# Set task
Report only the number of lines in the records that contain the word "React".

# Exercise inputs

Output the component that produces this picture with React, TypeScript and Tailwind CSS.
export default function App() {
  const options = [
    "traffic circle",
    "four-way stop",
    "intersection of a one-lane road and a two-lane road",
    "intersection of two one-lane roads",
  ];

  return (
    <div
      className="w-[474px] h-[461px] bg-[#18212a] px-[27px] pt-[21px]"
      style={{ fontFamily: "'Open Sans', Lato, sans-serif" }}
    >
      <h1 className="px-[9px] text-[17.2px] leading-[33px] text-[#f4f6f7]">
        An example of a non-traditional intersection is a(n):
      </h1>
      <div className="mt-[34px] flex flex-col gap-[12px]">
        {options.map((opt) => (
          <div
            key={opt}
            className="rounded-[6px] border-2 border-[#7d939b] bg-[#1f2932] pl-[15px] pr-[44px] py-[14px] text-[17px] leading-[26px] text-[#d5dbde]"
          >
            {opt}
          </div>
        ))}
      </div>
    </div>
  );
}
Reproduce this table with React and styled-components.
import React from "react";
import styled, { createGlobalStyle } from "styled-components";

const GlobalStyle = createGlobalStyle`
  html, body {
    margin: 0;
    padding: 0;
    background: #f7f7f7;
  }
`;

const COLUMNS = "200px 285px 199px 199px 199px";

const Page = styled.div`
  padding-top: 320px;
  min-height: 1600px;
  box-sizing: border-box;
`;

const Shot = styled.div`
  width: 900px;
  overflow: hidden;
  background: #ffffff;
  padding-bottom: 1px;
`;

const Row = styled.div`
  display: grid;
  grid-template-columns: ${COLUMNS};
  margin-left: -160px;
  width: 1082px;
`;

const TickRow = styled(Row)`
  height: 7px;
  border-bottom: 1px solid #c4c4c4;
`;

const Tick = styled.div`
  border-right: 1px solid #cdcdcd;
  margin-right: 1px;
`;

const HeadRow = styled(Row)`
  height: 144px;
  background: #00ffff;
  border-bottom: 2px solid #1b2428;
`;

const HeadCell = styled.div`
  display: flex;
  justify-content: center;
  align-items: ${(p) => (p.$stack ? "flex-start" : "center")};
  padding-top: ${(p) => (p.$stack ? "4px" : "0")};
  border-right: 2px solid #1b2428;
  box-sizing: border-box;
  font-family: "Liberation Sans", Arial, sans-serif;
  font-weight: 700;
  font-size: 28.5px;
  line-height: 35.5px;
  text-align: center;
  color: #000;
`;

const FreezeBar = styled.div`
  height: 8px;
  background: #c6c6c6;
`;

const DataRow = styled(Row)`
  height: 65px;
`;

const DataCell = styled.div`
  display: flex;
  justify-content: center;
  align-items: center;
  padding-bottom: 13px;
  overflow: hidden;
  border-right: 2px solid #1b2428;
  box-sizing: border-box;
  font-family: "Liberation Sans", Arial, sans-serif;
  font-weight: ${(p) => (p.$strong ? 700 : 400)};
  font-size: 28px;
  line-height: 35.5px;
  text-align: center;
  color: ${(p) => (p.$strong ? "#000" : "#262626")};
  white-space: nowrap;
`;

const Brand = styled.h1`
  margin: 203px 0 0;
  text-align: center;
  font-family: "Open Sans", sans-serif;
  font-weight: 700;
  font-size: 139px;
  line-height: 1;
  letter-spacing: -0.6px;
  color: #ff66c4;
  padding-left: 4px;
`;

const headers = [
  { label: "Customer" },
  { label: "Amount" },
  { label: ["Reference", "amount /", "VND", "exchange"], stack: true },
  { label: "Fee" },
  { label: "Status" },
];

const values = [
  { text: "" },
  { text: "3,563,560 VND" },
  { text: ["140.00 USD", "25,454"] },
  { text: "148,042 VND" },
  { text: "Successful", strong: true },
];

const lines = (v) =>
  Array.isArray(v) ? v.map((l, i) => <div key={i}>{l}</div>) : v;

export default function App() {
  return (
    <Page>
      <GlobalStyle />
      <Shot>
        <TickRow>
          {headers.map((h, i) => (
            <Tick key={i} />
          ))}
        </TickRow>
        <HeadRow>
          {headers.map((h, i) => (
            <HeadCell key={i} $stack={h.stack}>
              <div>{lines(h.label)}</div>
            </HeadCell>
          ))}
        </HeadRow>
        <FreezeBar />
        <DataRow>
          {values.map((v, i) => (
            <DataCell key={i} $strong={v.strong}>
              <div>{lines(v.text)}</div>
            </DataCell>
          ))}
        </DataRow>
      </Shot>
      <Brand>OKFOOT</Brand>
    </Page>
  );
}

---

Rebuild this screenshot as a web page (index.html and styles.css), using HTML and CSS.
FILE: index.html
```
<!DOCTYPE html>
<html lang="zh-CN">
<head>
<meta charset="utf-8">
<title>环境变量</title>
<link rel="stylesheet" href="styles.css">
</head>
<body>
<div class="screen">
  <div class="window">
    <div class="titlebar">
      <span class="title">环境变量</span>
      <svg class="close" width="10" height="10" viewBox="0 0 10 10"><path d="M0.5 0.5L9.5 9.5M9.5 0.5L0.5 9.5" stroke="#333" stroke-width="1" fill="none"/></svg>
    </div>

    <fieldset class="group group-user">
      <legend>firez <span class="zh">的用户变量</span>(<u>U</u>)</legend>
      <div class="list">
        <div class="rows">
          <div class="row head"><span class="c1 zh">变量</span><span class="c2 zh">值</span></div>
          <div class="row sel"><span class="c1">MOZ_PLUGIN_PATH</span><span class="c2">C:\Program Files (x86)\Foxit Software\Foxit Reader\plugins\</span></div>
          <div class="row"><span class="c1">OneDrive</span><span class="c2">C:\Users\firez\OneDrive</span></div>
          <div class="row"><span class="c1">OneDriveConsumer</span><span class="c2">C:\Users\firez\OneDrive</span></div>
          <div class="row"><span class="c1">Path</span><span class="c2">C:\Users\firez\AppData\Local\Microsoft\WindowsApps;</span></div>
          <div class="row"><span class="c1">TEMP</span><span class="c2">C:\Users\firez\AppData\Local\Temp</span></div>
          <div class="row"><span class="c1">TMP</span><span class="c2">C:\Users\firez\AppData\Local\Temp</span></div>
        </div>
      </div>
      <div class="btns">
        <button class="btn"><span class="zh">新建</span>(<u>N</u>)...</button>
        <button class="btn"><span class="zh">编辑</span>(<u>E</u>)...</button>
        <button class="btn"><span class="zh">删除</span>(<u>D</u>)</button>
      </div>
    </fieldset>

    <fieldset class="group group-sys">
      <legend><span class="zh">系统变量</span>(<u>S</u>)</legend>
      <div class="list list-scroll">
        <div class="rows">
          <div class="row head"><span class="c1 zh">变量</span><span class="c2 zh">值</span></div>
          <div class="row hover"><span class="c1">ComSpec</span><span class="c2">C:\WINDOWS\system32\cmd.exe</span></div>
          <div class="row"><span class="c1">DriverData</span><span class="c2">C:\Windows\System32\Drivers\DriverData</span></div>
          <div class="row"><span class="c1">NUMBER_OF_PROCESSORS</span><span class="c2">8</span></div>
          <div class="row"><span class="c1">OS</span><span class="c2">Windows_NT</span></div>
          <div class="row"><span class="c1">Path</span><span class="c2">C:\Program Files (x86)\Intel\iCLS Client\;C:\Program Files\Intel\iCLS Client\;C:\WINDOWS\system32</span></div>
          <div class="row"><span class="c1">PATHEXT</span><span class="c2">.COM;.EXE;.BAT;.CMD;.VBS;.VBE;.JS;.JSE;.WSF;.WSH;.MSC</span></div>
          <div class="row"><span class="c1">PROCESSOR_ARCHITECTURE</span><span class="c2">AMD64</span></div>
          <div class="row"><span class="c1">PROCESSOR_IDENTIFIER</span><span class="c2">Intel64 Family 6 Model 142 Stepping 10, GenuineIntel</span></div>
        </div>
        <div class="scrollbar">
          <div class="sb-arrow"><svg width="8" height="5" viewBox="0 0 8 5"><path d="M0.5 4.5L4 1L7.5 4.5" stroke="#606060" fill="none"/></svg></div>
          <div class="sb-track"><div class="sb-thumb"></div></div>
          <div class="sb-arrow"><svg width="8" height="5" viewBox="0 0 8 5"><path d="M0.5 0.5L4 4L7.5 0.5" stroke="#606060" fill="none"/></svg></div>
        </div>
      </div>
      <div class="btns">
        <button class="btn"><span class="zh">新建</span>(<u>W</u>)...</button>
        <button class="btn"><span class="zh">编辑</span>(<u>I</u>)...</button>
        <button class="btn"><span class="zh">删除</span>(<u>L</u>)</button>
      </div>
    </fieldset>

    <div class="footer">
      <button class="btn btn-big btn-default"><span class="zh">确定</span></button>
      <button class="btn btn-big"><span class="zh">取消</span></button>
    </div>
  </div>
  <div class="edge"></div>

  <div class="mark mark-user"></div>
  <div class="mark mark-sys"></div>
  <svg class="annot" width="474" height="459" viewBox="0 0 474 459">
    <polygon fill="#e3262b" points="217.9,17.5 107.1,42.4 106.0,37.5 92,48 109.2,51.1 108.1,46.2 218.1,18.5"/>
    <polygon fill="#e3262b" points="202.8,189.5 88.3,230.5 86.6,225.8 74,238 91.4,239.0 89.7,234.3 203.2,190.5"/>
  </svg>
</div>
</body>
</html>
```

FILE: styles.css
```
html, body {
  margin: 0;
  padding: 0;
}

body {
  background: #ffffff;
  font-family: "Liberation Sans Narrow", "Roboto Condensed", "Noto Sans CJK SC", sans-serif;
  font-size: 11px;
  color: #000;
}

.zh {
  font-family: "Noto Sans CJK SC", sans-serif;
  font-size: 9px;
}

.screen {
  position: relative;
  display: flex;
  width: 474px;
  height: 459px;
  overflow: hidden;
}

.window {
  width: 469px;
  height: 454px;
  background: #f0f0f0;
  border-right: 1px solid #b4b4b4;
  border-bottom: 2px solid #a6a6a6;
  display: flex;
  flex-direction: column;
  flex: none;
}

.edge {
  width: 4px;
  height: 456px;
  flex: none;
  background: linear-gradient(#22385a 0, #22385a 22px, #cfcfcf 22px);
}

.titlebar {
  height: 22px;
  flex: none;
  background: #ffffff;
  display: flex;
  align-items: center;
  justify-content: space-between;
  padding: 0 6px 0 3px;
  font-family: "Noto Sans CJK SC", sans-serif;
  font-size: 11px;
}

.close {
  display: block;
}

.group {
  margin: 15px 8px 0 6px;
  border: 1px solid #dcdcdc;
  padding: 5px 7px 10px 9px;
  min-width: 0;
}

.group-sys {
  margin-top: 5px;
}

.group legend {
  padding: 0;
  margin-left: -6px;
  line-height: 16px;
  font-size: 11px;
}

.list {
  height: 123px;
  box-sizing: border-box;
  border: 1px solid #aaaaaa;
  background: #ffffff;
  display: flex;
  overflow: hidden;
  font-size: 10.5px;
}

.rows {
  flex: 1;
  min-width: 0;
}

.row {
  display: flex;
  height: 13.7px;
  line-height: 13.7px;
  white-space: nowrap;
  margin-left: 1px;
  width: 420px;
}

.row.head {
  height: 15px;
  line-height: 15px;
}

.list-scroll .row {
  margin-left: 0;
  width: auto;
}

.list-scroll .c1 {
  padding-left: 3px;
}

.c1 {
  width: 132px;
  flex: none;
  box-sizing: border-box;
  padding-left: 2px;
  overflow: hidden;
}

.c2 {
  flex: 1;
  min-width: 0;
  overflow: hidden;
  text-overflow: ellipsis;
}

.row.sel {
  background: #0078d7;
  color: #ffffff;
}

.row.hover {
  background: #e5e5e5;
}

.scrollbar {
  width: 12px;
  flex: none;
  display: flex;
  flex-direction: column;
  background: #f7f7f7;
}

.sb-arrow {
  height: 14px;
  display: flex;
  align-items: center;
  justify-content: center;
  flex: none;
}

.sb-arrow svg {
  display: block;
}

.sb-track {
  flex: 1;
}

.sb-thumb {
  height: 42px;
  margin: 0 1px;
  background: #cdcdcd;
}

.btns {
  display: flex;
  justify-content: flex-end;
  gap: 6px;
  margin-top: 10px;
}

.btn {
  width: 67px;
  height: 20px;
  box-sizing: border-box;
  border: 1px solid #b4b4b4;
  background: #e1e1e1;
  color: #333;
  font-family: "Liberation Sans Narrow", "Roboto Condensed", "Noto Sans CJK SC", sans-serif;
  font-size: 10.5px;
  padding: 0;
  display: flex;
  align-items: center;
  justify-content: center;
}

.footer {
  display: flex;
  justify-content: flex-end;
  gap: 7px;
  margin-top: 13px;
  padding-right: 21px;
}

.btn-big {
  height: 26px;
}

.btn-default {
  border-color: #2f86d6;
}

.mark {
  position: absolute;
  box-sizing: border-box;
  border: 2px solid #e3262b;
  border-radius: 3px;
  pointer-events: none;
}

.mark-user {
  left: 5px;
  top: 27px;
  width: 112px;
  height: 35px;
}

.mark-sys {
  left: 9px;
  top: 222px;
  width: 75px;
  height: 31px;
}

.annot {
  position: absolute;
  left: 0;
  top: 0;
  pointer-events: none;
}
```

==

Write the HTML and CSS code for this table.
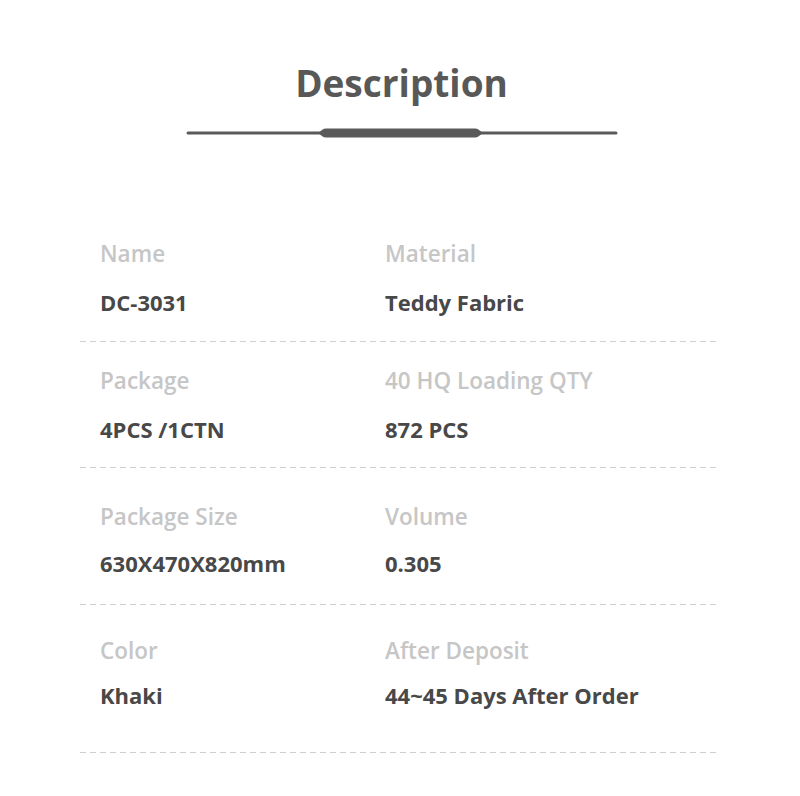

# Completed task
3